I was lucky enough to be one of the first, thanks to the likes of Hymie Steyn, to adopt this method of fishing. When we changed our rules so that the lighter the line the greater the points, did I have a head start! After all I had fished with light line in estuaries and gullies since a teenager. My knowledge of light tackle fishing in the gullies of the Western and Southern Cape had come thanks to a remarkable fisherman, Willy Moorees, one of the most skillful, hard-working, and successful anglers it has ever been my pleasure to know. I met him first at Hermanus, where he was a sergeant in the SAP, when I was about twelve. He caught fish that most of us, even in those days, only dreamed about; with the first light rod and American reel I had ever seen. He was the first person, together with my step grandfather Hennie Otto, to suggest to me that it was not necessary to catch more than you needed to eat and give to your friends.
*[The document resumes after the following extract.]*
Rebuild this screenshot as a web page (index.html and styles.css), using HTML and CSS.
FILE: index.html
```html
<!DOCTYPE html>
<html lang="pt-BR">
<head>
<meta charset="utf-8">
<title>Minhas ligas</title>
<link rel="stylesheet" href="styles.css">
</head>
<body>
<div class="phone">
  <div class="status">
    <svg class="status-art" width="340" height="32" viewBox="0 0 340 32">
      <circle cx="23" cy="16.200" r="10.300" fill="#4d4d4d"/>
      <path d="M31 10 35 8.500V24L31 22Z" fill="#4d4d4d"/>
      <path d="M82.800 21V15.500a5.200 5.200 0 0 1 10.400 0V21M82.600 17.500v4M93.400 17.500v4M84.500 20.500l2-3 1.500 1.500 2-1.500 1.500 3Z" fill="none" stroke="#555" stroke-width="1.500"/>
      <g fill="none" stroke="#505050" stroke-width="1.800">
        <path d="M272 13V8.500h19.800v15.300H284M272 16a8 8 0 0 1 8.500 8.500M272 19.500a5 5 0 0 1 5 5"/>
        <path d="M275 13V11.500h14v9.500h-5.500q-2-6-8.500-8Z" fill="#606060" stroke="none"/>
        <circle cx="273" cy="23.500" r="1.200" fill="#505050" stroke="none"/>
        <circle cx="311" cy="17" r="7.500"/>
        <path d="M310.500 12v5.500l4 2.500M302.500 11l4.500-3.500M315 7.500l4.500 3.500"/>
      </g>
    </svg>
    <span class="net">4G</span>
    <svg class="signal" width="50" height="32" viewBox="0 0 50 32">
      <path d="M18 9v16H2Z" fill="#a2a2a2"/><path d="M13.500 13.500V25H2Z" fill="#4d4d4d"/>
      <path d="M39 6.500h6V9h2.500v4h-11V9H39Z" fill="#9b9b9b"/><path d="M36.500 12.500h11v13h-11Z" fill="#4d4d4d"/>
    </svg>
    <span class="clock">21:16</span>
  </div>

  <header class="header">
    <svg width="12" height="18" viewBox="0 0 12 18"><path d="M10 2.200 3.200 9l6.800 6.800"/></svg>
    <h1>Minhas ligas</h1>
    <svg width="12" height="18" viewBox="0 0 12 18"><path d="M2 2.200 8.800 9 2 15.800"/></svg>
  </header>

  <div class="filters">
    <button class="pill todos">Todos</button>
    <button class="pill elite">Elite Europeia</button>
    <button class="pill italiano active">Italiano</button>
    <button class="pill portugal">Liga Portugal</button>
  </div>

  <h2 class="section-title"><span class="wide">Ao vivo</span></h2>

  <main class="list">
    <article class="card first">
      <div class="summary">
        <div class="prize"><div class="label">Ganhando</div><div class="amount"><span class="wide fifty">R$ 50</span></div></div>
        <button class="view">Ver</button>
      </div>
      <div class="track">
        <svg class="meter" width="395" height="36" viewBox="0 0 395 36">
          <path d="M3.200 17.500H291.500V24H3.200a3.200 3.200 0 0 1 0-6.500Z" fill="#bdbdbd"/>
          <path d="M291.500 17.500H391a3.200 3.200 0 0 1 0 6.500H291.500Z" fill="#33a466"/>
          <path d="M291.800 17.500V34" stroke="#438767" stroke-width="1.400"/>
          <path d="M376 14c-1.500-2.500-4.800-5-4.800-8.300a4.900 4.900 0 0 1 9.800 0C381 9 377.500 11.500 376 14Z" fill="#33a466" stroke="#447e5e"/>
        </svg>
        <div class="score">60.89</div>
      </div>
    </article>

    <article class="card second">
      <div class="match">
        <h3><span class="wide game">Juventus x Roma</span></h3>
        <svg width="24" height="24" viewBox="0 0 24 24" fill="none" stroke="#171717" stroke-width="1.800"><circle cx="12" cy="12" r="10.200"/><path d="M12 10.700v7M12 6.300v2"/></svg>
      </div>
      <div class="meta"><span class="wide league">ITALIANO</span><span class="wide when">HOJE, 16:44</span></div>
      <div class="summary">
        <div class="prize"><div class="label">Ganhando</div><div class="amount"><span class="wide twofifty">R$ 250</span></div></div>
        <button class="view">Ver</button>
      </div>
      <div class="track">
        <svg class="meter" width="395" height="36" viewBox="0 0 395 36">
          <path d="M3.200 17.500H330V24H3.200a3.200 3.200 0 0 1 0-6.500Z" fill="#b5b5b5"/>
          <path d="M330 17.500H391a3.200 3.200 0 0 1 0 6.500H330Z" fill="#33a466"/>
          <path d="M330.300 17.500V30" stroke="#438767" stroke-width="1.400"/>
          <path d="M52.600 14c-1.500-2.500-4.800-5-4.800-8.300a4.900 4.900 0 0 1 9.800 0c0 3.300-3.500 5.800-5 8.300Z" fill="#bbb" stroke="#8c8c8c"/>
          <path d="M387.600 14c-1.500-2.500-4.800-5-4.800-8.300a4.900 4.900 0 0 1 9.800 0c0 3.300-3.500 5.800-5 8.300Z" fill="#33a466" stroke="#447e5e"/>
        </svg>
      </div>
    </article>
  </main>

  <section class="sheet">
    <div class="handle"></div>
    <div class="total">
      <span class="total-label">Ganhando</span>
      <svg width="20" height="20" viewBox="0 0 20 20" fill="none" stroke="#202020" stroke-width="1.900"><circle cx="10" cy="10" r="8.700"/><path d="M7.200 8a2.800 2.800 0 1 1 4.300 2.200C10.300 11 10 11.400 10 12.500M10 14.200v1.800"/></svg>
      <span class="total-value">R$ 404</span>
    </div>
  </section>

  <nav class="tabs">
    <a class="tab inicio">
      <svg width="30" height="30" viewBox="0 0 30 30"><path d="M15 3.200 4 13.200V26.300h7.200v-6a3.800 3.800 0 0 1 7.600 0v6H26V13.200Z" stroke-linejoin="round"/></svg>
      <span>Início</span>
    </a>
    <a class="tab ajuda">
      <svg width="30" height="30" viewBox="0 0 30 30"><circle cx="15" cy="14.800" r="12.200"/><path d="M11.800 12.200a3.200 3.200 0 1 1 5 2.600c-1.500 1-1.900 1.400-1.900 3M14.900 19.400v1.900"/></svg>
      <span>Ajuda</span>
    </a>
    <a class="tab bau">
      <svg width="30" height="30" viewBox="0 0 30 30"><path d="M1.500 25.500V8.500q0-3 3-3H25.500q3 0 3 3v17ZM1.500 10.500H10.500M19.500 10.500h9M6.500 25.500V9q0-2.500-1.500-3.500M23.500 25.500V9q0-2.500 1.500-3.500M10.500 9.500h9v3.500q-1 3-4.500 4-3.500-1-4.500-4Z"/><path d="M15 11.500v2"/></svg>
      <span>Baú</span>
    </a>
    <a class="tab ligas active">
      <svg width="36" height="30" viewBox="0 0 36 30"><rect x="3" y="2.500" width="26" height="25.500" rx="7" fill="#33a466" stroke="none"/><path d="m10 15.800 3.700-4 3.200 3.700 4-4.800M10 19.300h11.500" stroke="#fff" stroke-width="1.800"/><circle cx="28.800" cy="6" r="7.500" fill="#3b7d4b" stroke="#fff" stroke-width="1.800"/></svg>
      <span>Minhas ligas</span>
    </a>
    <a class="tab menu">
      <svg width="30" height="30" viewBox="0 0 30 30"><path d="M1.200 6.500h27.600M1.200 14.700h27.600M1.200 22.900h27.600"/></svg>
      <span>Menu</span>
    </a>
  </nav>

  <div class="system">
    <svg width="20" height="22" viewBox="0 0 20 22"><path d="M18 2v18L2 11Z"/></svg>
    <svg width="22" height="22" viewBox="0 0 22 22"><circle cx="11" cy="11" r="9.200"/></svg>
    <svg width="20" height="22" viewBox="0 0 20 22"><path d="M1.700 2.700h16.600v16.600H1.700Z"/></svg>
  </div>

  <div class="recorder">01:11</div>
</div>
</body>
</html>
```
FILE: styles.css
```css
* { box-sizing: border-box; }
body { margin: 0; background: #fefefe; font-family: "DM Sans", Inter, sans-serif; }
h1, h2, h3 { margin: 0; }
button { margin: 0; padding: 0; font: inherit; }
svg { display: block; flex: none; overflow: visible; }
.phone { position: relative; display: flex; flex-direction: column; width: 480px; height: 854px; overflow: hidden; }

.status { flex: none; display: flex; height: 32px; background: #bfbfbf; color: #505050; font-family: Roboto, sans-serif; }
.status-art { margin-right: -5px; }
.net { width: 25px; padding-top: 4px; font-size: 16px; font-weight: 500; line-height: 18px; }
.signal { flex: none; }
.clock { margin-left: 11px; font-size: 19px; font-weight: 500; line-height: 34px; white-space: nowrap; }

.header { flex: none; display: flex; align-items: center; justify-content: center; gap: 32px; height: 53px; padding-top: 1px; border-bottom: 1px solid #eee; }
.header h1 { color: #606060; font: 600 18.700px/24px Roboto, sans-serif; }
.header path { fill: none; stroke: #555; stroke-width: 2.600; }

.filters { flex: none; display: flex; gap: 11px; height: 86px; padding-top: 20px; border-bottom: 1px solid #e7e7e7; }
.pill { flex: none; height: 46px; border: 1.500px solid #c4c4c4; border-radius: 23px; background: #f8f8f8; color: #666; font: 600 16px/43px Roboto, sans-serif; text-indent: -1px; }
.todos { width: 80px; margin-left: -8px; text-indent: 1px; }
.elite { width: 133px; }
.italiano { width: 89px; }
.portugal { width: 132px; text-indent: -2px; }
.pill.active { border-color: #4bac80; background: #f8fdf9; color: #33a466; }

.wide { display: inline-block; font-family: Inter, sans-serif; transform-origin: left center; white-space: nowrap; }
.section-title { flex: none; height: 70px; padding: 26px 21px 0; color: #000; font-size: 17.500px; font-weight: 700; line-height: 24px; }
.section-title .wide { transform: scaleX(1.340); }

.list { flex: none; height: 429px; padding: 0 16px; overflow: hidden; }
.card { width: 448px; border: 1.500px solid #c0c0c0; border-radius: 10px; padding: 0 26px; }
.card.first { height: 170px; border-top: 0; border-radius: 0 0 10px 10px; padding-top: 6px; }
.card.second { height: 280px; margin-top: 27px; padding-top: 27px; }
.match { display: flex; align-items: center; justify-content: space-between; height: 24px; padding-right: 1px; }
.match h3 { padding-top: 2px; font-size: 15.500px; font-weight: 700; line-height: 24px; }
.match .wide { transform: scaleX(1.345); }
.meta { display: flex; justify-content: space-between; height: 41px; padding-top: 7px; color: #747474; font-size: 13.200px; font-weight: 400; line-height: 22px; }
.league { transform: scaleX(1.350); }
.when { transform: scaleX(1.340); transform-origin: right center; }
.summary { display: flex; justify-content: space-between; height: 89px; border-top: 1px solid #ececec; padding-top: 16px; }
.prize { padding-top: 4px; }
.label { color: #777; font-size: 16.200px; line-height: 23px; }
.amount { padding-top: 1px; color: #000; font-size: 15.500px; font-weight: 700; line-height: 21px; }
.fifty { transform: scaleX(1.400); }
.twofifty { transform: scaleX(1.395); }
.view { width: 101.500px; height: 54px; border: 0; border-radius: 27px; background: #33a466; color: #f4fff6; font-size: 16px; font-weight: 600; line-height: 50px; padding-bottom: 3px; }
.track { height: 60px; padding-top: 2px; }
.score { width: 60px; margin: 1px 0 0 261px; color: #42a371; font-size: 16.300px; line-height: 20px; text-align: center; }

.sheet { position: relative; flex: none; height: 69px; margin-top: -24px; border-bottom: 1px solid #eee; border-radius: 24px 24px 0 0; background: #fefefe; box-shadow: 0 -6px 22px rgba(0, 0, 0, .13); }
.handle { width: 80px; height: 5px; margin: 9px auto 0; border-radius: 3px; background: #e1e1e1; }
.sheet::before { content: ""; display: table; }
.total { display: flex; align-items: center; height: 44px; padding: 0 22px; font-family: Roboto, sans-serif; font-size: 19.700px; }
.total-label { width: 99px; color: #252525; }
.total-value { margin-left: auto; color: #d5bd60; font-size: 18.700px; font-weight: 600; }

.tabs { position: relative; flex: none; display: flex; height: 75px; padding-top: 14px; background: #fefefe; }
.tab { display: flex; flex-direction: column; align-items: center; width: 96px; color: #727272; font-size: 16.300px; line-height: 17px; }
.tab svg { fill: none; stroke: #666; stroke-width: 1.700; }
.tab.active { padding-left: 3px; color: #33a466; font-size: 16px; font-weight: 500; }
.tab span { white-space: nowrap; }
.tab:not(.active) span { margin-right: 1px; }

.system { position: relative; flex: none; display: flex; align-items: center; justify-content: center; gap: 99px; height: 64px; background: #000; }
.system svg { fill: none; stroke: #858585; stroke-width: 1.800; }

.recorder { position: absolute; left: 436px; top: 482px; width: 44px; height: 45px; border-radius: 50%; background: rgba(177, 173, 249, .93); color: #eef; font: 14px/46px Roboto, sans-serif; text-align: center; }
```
I was born to that first generation to enjoy the “great peace” in this world, which, despite all the problems we face, has endured, as seldom in history, for over 50 years without a major world war. The question I must ask myself, however, is whether the peace of the last 50 years, has been any better than the major wars that abounded in the centuries before. A hard question to answer when one looks at places like Libya, Syria Iraq, Vietnam, and even Korea.
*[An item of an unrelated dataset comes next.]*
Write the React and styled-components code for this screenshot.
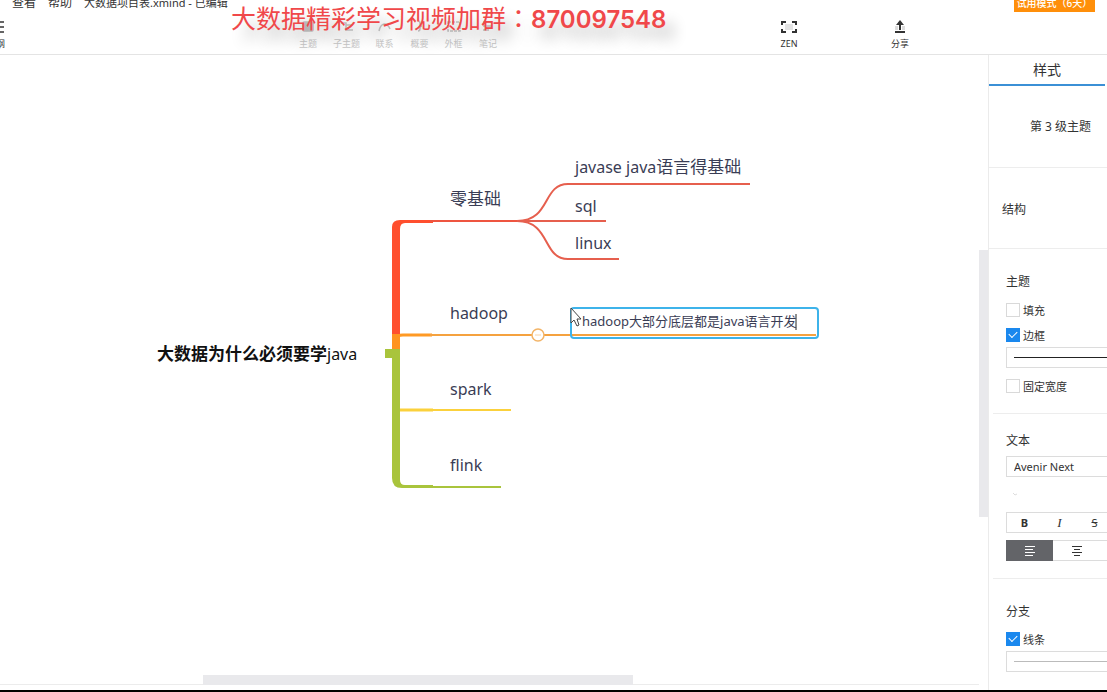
import React from "react";
import styled, { createGlobalStyle, css } from "styled-components";

const GlobalStyle = createGlobalStyle`
  * { box-sizing: border-box; }
  body {
    margin: 0;
    background: #fff;
    color: #333;
    font-family: "Noto Sans", "Noto Sans CJK SC", sans-serif;
    font-size: 12px;
    overflow: hidden;
  }
  button, input, select { font: inherit; color: inherit; margin: 0; }
`;

const Page = styled.div`
  display: flex;
  flex-direction: column;
  height: 100vh;
  border-bottom: 2px solid #000;
  overflow: hidden;
  position: relative;
`;

/* ---------- header ---------- */
const Header = styled.header`
  flex: none;
  display: flex;
  flex-direction: column;
  height: 55px;
  border-bottom: 1px solid #e4e4e4;
  overflow: hidden;
`;

const MenuBar = styled.nav`
  display: flex;
  flex: none;
  align-items: center;
  height: 18px;
  margin-top: -6px;
  padding: 0 12px;
  gap: 12px;
  font-size: 12px;
  line-height: 18px;
`;

const MenuButton = styled.button`
  border: 0;
  padding: 0;
  background: none;
`;

const DocTitle = styled.span`
  flex: 1;
  font-size: 11px;
`;

const Trial = styled.button`
  align-self: flex-end;
  border: 0;
  height: 18px;
  width: 81px;
  padding: 0;
  background: #ff8f0a;
  color: #fff;
  font-size: 10px;
  font-weight: 500;
  line-height: 18px;
`;

const Toolbar = styled.div`
  display: grid;
  grid-template-columns: 289px 216px 1fr 74px 37px 74px 170px;
  align-items: start;
  padding-top: 7px;
`;

const ToolGroup = styled.div`
  display: flex;
`;

const Tool = styled.button`
  display: flex;
  flex: none;
  flex-direction: column;
  align-items: center;
  gap: 2px;
  width: ${(p) => p.$width || 35}px;
  margin: 0;
  padding: 0;
  border: 0;
  background: none;
  color: ${(p) => (p.$faded ? "#c8c8c8" : "#333")};
  font-size: 9px;
  line-height: 14px;
  white-space: nowrap;
  svg { display: block; }
`;

const OutlineTool = styled(Tool)`
  width: 24px;
  margin-left: -16px;
`;

const Banner = styled.div`
  position: absolute;
  left: 231px;
  top: 0;
  color: #f0484a;
  font-size: 25px;
  line-height: 35px;
  white-space: nowrap;
  text-shadow: 9px 12px 14px rgba(0, 0, 0, 0.24);
  pointer-events: none;
  b {
    font-family: Inter, sans-serif;
    font-size: 24px;
    font-weight: 600;
  }
`;

const Colon = styled.span`
  font-family: "Noto Sans CJK TC", sans-serif;
`;

/* ---------- work area ---------- */
const Body = styled.div`
  flex: 1;
  min-height: 0;
  display: flex;
`;

const Work = styled.main`
  flex: 1;
  min-width: 0;
  display: grid;
  grid-template-columns: 1fr 9px;
  grid-template-rows: 1fr 10px;
  padding-bottom: 5px;
`;

const Canvas = styled.div`
  position: relative;
  overflow: hidden;
`;

const Branches = styled.svg`
  position: absolute;
  inset: 0;
  width: 100%;
  height: 100%;
`;

const Topic = styled.div`
  position: absolute;
  left: ${(p) => p.$x}px;
  top: ${(p) => p.$y}px;
  color: #3a3d55;
  font-size: 16px;
  line-height: 24px;
  white-space: nowrap;
`;

const Root = styled(Topic)`
  color: #111;
`;

const Han = styled.span`
  font-size: 17px;
  font-weight: ${(p) => (p.$bold ? 700 : 400)};
`;

const TopicEditor = styled.input`
  position: absolute;
  left: 570px;
  top: 252px;
  width: 249px;
  height: 32px;
  padding: 0 10px 6px;
  border: 2px solid #3db3ea;
  border-radius: 4px;
  background: transparent;
  color: #3a3d55;
  font-size: 13px;
  outline: none;
`;

const Overlay = styled(Branches)`
  pointer-events: none;
`;

const VTrack = styled.div`
  padding-top: 195px;
`;

const VThumb = styled.div`
  height: 267px;
  background: #e9e9ec;
`;

const HTrack = styled.div`
  padding-left: 203px;
  border-bottom: 1px solid #ececec;
`;

const HThumb = styled.div`
  width: 430px;
  height: 10px;
  background: #e9e9ec;
`;

/* ---------- style panel ---------- */
const Panel = styled.aside`
  flex: none;
  width: 119px;
  border-left: 1px solid #ebebeb;
  overflow: hidden;
`;

const Tab = styled.button`
  display: block;
  width: 116px;
  height: 31px;
  padding: 0;
  border: 0;
  border-bottom: 2px solid #3b90d6;
  background: none;
  font-size: 14px;
  line-height: 30px;
`;

const Section = styled.section`
  display: flex;
  flex-direction: column;
  width: 240px;
  padding: ${(p) => p.$pad || "0"};
  height: ${(p) => (p.$height ? p.$height + "px" : "auto")};
  justify-content: ${(p) => (p.$height ? "center" : "flex-start")};
  border-bottom: 1px solid #ededed;
  ${(p) => p.$inset && css`margin-left: 4px;`}
  ${(p) => p.$last && css`border-bottom: 0;`}
`;

const Heading = styled.h2`
  margin: 0;
  font-size: 12px;
  font-weight: 400;
  line-height: 18px;
`;

const CheckLabel = styled.label`
  display: flex;
  align-items: center;
  gap: 3px;
  height: 25px;
  font-size: 11px;
`;

const Check = styled.input`
  appearance: none;
  display: grid;
  place-items: center;
  width: 14px;
  height: 14px;
  border: 1px solid #d9d9d9;
  background: #fff;
  &:checked { border-color: #1a88ee; background: #1a88ee; }
  &:checked::after {
    content: "";
    width: 7px;
    height: 4px;
    margin-bottom: 2px;
    border: solid #fff;
    border-width: 0 0 1px 1px;
    transform: rotate(-45deg);
  }
`;

const SelectBox = styled.div`
  position: relative;
  display: flex;
  ${(p) => p.$line && css`
    &::after {
      content: "";
      position: absolute;
      left: 8px;
      right: 24px;
      top: 10px;
      border-top: 1px solid ${p.$line};
      pointer-events: none;
    }
  `}
`;

const Select = styled.select`
  appearance: none;
  width: 100%;
  height: 21px;
  padding: 0 7px;
  border: 1px solid #dcdcdc;
  border-radius: 0;
  background: #fff;
  font-size: 11px;
`;

const SizeRow = styled.div`
  height: 35px;
  padding: 15px 6px;
  svg { display: block; }
`;

const Segments = styled.div`
  display: flex;
  height: 21px;
  border: 1px solid #dcdcdc;
`;

const Segment = styled.button`
  display: grid;
  place-items: center;
  width: ${(p) => p.$width}px;
  margin: ${(p) => (p.$active ? "-1px 0 -1px -1px" : "0")};
  padding: 0;
  border: 0;
  background: ${(p) => (p.$active ? "#636468" : "none")};
  color: ${(p) => (p.$active ? "#fff" : "#333")};
  font-size: 11px;
  line-height: 18px;
`;

const Gap = styled.div`
  height: ${(p) => p.$size}px;
`;

const Italic = styled.i`
  font-family: "Liberation Serif", serif;
  font-size: 13px;
`;

const tools = [
  ["主题", 38, <rect x="3" y="3" width="10" height="9" rx="1" fill="currentColor" />],
  ["子主题", 39, <path d="M2 4h5v7h7M7 6h7" />],
  ["联系", 37, <path d="M2 12C4 3 10 3 13 10" />],
  ["概要", 33, <path d="M6 2c4 0 0 5 4 5-4 0 0 5-4 5" />],
  ["外框", 35, <rect x="2" y="3" width="12" height="9" strokeDasharray="3 1" />],
  ["笔记", 34, <path d="M3 3h9M3 7h9M3 11h6" />],
];

function Icon({ children, w = 16, h = 16 }) {
  return (
    <svg width={w} height={h} viewBox={`0 0 ${w} ${h}`} fill="none" stroke="currentColor" strokeWidth="1.5">
      {children}
    </svg>
  );
}

function Mark({ label, checked }) {
  return (
    <CheckLabel>
      <Check type="checkbox" defaultChecked={checked} />
      {label}
    </CheckLabel>
  );
}

export default function App() {
  return (
    <Page>
      <GlobalStyle />
      <Header>
        <MenuBar>
          <MenuButton>查看</MenuButton>
          <MenuButton>帮助</MenuButton>
          <DocTitle>大数据项目表.xmind - 已编辑</DocTitle>
          <Trial>试用模式（6天）</Trial>
        </MenuBar>
        <Toolbar>
          <OutlineTool>
            <Icon><path d="M4 3h14M4 8h14M4 13h14" /></Icon>
            大纲
          </OutlineTool>
          <ToolGroup>
            {tools.map(([label, width, art]) => (
              <Tool key={label} $faded $width={width}>
                <Icon>{art}</Icon>
                {label}
              </Tool>
            ))}
          </ToolGroup>
          <span />
          <Tool $width={74}>
            <Icon>
              <rect x="4" y="5" width="8" height="6" fill="#e4e4e4" stroke="none" />
              <path d="M1 6V3h4M11 3h4v3M15 10v3h-4M5 13H1v-3" strokeWidth="2" />
            </Icon>
            ZEN
          </Tool>
          <span />
          <Tool $width={74}>
            <Icon>
              <path d="M3 7h3v4h4V7h3v4H3z" fill="#ddd" stroke="none" />
              <path d="M8 11V3" strokeWidth="2" />
              <path d="M4 6L8 1l4 5z" fill="currentColor" stroke="none" />
              <path d="M3 13h10" strokeWidth="2" />
            </Icon>
            分享
          </Tool>
        </Toolbar>
      </Header>

      <Body>
        <Work>
          <Canvas>
            <Branches fill="none">
              <path d="M400 355H511" stroke="#fbd13c" strokeWidth="2" />
              <path d="M400 355h33" stroke="#fbd13c" strokeWidth="3" />
              <path d="M396 295V284Q396 280 403 280H432" stroke="#ff9a24" strokeWidth="3" />
              <path d="M430 280H816" stroke="#f5a23f" strokeWidth="2" />
              <path d="M392 280V172Q392 165 400 165H433V168H405Q400 168 400 174V280z" fill="#ff4f2e" />
              <path d="M392 279h8v17h-8z" fill="#ff9420" />
              <path d="M430 166H521" stroke="#ee5540" strokeWidth="2" />
              <path d="M517 166C551 166 542 129 568 129H750M517 166H606M517 166C551 166 542 204 568 204H619" stroke="#e65f4e" strokeWidth="2" />
              <path d="M385 294h15v131Q400 430 405 430H433V433H402Q392 433 392 423V303H385z" fill="#a9c43c" />
              <path d="M430 432H501" stroke="#a9c43c" strokeWidth="2" />
              <circle cx="538" cy="280" r="6" fill="#fff" stroke="#f3b467" strokeWidth="1.5" />
              <path d="M535 280h6" stroke="#f8d3a4" />
            </Branches>
            <Root $x={157} $y={287}><Han $bold>大数据为什么必须要学</Han>java</Root>
            <Topic $x={450} $y={132}><Han>零基础</Han></Topic>
            <Topic $x={575} $y={100}>javase java<Han>语言得基础</Han></Topic>
            <Topic $x={575} $y={139}>sql</Topic>
            <Topic $x={575} $y={176}>linux</Topic>
            <Topic $x={450} $y={246}>hadoop</Topic>
            <Topic $x={450} $y={322}>spark</Topic>
            <Topic $x={450} $y={398}>flink</Topic>
            <TopicEditor aria-label="hadoop" defaultValue="hadoop大部分底层都是java语言开发" />
            <Overlay fill="none">
              <path d="M796 259v16" stroke="#222" />
              <path d="M571 253v15l3-3 3 6 2-1-2-6h4z" fill="#fff" stroke="#444" />
            </Overlay>
          </Canvas>
          <VTrack><VThumb /></VTrack>
          <HTrack><HThumb /></HTrack>
        </Work>

        <Panel>
          <Tab>样式</Tab>
          <Section $height={82} $pad="0 0 0 41px"><Heading>第 3 级主题</Heading></Section>
          <Section $height={81} $pad="4px 0 0 13px"><Heading>结构</Heading></Section>
          <Section $inset $pad="24px 0 15px 13px">
            <Heading>主题</Heading>
            <Gap $size={6} />
            <Mark label="填充" />
            <Mark label="边框" checked />
            <SelectBox $line="#222">
              <Select aria-label="边框"><option /></Select>
            </SelectBox>
            <Gap $size={5} />
            <Mark label="固定宽度" />
          </Section>
          <Section $inset $pad="18px 0 17px 13px">
            <Heading>文本</Heading>
            <Gap $size={6} />
            <SelectBox>
              <Select aria-label="文本"><option>Avenir Next</option></Select>
            </SelectBox>
            <SizeRow>
              <svg width="8" height="5" viewBox="0 0 8 5" fill="none" stroke="#ddd"><path d="M1 1l2 2 2-1" /></svg>
            </SizeRow>
            <Segments>
              <Segment $width={35}><b>B</b></Segment>
              <Segment $width={35}><Italic>I</Italic></Segment>
              <Segment $width={35}><s>S</s></Segment>
            </Segments>
            <Gap $size={7} />
            <Segments>
              <Segment $width={47} $active aria-label="left">
                <Icon w={12} h={12}><path d="M1 1.5h10M1 4.5h8M1 7.5h10M1 10.5h8" strokeWidth="1" /></Icon>
              </Segment>
              <Segment $width={47} aria-label="center">
                <Icon w={12} h={12}><path d="M1 1.5h10M3 4.5h6M1 7.5h10M3 10.5h6" strokeWidth="1" /></Icon>
              </Segment>
            </Segments>
          </Section>
          <Section $inset $last $pad="24px 0 0 13px">
            <Heading>分支</Heading>
            <Gap $size={5} />
            <Mark label="线条" checked />
            <SelectBox $line="#bbb">
              <Select aria-label="线条"><option /></Select>
            </SelectBox>
          </Section>
        </Panel>
      </Body>

      <Banner>大数据精彩学习视频加群<Colon lang="zh-TW">：</Colon><b>870097548</b></Banner>
    </Page>
  );
}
I would ask those fishermen of my generation: ”Have you forgotten those wonderful runs of white steenbras in the Breede, or kob off Infanta, when you caught many and in the evening paid for everybody’s drinks at the pub from the proceeds”? Was that not a special type of adventure and excitement that we must deny our modem youth? I did not ever dump any fish. I sold them. Did I do damage? Oh yes, with hindsight, maybe, but I was not aware of it, nor irresponsible. And the memories of some of those days have lived with me my whole life, and probably will last into the next. Did we do it every day? No of course not! It’s just that, with the passage of time, everything gets compressed, and you remember, as human nature does, the good days long after the bad or ordinary ones have been forgotten.